(Objective):
Extract every line that contains the string "this".

(Data shown):
+---+

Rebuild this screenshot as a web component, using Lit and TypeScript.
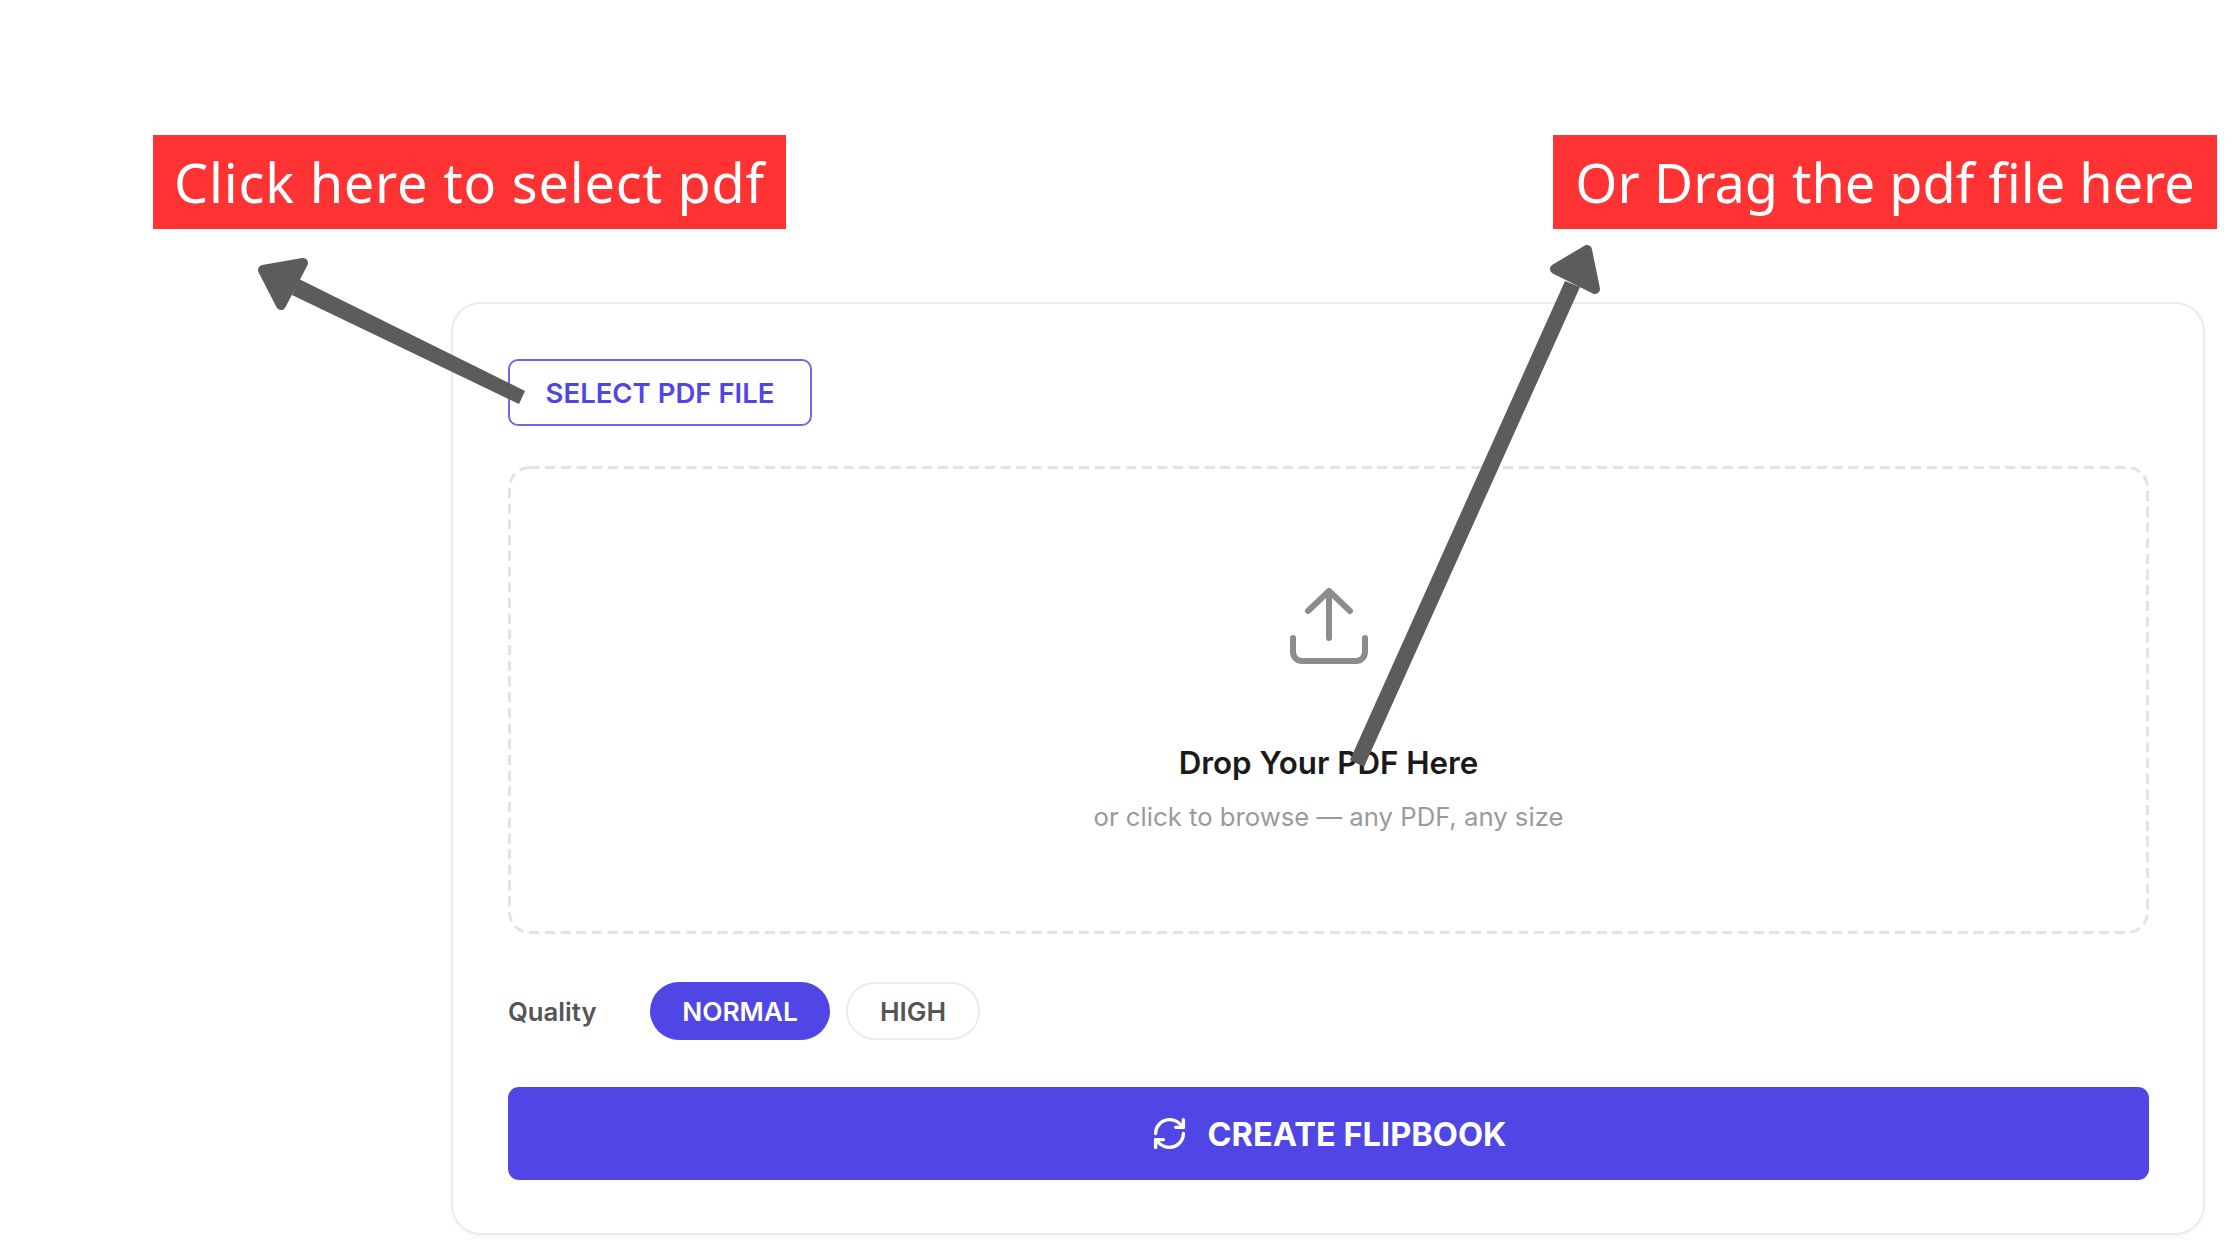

+---+

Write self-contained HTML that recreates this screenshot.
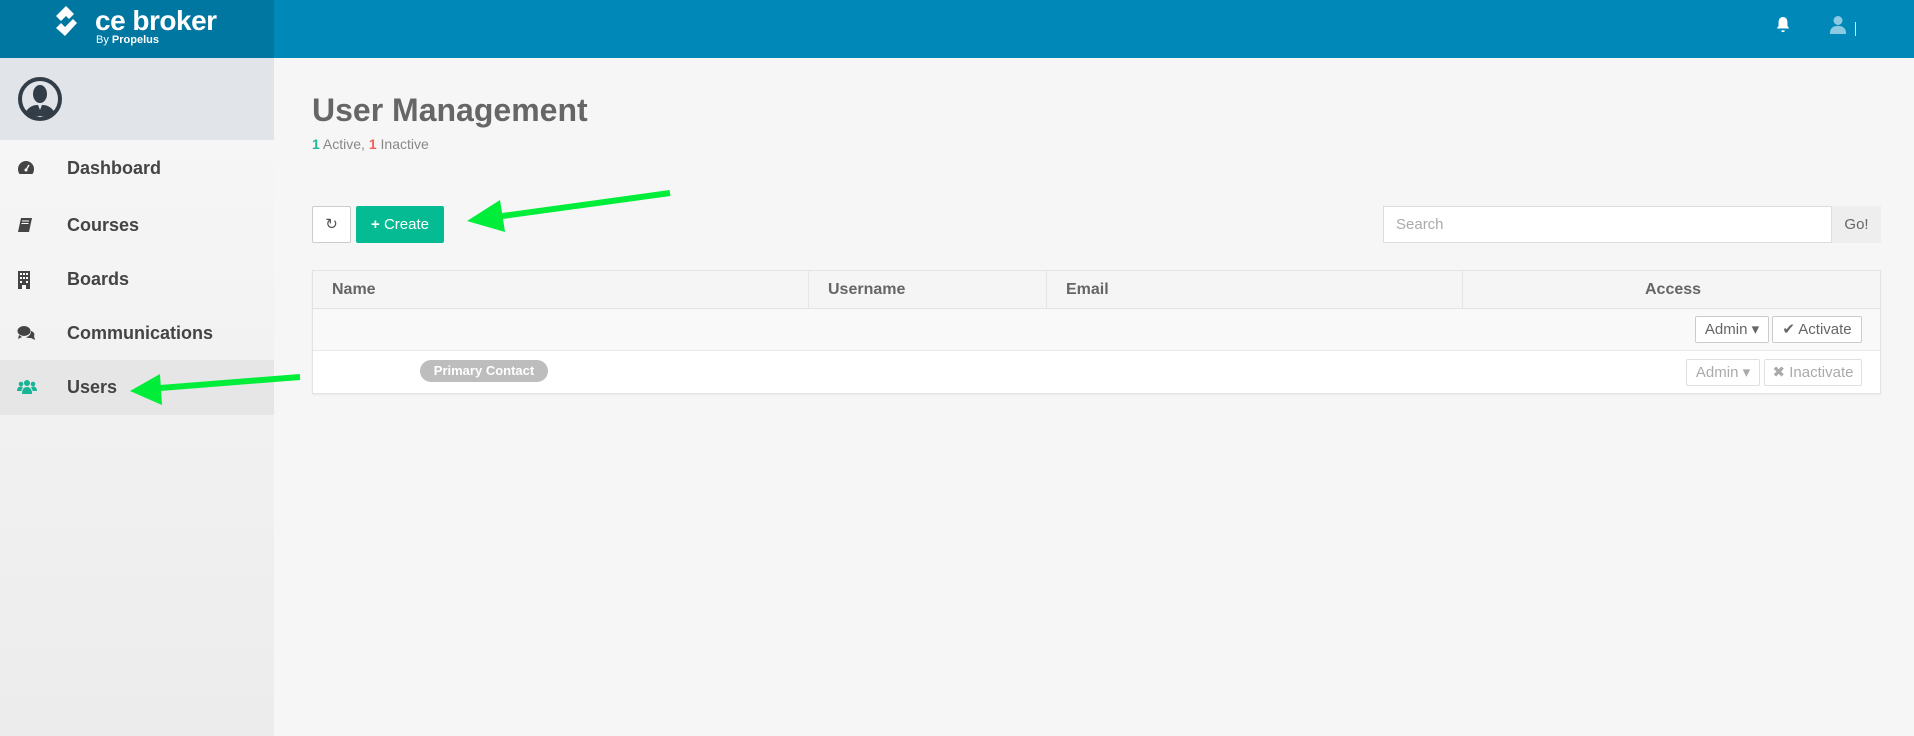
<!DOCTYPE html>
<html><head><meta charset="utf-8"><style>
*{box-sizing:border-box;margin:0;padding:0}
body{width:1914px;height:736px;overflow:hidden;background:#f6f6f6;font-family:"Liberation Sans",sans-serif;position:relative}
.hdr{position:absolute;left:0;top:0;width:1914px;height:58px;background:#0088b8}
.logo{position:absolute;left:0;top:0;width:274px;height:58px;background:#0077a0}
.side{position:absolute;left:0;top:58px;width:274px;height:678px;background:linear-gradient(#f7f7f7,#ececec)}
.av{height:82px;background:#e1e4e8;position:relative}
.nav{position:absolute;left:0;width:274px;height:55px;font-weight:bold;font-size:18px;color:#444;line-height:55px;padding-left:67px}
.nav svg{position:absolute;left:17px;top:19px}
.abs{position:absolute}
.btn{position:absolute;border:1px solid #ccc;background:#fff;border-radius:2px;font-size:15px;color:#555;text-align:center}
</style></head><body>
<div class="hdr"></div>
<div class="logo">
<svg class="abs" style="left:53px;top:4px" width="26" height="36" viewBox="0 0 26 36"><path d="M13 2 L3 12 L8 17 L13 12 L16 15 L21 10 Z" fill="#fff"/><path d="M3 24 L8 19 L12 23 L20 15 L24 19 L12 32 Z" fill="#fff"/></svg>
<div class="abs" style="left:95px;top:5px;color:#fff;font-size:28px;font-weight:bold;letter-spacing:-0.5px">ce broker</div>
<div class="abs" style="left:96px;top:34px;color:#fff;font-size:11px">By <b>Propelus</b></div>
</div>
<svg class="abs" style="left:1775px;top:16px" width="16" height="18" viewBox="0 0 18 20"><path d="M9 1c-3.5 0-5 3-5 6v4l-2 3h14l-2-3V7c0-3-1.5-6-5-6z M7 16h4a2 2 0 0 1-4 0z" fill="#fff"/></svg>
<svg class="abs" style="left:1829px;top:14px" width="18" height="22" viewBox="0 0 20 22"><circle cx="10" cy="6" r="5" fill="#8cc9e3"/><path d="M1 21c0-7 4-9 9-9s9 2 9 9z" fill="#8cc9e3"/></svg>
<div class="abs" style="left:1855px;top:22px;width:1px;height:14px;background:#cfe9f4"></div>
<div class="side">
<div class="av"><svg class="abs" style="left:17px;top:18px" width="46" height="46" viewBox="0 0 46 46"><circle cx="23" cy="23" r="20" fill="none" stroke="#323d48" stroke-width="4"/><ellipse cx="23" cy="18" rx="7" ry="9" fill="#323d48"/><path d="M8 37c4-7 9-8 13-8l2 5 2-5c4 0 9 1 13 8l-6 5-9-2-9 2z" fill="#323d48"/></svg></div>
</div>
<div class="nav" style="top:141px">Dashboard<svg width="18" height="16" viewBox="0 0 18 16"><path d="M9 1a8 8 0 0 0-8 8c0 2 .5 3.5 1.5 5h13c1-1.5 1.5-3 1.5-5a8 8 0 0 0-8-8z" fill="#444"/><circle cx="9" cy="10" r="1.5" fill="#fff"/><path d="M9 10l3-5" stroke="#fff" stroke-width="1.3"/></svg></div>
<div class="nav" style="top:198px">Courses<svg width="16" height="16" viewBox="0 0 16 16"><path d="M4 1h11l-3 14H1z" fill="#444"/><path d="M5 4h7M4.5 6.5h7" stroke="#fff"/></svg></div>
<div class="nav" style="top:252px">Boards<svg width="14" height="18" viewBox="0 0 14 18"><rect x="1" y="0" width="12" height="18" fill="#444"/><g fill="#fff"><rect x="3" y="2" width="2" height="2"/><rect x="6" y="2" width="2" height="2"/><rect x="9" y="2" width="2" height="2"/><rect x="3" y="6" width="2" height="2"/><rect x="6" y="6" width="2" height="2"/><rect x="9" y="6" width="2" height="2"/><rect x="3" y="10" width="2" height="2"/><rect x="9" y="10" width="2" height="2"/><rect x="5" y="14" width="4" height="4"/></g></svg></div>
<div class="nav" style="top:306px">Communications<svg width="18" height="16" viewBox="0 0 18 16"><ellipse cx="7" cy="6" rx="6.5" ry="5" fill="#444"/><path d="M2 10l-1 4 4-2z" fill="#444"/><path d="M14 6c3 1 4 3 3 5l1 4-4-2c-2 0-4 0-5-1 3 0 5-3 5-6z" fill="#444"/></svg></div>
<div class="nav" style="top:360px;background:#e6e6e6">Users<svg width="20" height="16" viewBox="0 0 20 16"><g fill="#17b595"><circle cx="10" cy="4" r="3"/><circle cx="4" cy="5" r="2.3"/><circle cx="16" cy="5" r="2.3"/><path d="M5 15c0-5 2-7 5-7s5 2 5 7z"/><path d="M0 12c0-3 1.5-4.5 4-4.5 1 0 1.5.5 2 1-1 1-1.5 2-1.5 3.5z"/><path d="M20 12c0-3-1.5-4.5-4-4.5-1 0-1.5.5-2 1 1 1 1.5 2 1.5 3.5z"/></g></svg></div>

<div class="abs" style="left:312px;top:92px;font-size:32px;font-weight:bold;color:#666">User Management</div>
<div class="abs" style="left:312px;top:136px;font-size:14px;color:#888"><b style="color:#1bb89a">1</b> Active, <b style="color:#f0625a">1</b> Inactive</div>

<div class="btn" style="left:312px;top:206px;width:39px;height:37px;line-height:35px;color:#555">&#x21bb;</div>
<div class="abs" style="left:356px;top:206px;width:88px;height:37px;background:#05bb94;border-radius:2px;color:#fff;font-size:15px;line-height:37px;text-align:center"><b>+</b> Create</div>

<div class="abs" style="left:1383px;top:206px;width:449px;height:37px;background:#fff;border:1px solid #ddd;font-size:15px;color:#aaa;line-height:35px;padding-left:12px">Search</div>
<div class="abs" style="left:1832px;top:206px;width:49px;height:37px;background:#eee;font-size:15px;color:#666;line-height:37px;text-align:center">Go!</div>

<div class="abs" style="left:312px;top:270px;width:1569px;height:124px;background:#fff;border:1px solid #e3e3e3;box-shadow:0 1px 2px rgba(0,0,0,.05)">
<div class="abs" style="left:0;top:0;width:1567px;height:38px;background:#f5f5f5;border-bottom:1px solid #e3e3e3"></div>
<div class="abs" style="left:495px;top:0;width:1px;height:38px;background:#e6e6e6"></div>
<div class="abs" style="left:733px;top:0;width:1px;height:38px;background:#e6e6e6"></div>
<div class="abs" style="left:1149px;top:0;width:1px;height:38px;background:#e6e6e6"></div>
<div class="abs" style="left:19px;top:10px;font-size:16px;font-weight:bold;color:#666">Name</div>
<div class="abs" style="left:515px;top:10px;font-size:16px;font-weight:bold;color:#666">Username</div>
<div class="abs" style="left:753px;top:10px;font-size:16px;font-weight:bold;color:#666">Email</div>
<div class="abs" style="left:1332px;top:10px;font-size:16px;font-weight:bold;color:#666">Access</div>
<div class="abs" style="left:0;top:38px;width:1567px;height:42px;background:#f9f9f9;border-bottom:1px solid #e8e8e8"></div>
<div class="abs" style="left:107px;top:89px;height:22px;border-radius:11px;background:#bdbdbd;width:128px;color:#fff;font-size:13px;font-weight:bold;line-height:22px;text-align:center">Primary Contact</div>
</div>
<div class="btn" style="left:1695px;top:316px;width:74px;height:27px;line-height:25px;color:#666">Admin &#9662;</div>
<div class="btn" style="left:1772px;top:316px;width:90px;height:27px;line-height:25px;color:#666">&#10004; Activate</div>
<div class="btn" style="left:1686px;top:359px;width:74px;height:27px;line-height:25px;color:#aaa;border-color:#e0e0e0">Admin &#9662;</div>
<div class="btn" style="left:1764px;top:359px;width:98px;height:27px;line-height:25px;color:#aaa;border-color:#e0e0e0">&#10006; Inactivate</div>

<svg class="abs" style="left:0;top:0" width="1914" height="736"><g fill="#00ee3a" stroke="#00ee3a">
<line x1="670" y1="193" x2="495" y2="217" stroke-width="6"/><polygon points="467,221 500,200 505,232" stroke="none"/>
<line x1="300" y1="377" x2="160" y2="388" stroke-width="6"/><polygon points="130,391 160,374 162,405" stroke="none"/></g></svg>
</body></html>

+---+

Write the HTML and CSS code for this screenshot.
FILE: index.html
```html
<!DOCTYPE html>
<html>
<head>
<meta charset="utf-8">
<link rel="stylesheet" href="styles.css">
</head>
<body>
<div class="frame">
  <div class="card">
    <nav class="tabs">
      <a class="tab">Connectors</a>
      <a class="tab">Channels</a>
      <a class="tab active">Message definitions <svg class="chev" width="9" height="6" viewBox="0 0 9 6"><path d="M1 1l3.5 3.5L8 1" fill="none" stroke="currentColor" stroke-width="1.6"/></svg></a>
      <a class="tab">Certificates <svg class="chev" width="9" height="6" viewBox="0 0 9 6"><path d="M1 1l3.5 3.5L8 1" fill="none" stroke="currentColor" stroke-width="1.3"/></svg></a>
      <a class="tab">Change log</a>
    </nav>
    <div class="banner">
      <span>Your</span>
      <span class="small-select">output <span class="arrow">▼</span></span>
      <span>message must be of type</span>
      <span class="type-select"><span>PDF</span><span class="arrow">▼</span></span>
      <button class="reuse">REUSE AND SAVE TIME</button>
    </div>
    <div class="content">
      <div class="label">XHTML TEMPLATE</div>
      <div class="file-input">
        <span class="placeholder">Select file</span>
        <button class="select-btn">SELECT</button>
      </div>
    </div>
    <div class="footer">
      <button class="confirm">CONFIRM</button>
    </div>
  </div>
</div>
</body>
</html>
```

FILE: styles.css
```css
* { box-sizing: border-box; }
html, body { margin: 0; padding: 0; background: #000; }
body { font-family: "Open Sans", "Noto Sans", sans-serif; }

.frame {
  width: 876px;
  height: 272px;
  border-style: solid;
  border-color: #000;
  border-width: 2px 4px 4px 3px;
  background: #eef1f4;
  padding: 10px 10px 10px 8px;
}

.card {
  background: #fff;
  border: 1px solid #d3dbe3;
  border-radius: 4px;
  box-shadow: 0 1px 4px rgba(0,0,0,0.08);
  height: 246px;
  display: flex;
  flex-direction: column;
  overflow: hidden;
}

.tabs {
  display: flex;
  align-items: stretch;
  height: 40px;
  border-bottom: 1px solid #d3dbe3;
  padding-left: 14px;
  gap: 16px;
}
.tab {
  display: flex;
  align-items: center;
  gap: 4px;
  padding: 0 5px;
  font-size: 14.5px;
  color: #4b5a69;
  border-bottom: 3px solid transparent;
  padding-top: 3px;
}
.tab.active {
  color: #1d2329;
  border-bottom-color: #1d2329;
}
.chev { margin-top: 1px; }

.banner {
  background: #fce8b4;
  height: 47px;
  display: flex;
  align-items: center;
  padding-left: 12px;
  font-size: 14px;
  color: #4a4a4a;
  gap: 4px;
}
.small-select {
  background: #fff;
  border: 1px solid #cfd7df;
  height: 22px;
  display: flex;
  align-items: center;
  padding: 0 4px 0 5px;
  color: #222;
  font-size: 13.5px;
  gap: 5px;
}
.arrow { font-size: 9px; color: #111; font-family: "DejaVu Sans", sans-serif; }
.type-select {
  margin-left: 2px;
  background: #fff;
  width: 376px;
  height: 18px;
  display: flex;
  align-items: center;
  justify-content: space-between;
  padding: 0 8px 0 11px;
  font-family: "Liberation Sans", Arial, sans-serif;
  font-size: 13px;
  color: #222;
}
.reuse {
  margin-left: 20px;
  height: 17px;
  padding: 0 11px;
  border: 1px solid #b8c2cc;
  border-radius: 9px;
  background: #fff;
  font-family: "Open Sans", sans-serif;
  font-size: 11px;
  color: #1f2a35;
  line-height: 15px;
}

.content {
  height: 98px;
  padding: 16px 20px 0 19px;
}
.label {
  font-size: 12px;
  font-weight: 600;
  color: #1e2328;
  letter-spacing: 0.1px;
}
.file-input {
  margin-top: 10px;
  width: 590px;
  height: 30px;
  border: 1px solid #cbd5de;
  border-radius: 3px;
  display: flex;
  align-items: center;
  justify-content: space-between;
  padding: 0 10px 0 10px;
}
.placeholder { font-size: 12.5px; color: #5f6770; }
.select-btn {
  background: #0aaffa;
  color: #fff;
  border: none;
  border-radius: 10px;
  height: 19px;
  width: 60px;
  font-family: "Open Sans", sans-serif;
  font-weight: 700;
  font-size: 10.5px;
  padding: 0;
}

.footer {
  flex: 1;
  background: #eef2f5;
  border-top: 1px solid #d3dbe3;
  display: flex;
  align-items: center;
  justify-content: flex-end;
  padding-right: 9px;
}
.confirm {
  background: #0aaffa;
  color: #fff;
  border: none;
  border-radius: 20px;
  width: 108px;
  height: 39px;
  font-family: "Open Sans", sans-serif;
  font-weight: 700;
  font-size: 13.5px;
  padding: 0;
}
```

+---+

(Worked solution):
Rebuild this screenshot as a web component, using Lit and TypeScript.
Write self-contained HTML that recreates this screenshot.
Write the HTML and CSS code for this screenshot.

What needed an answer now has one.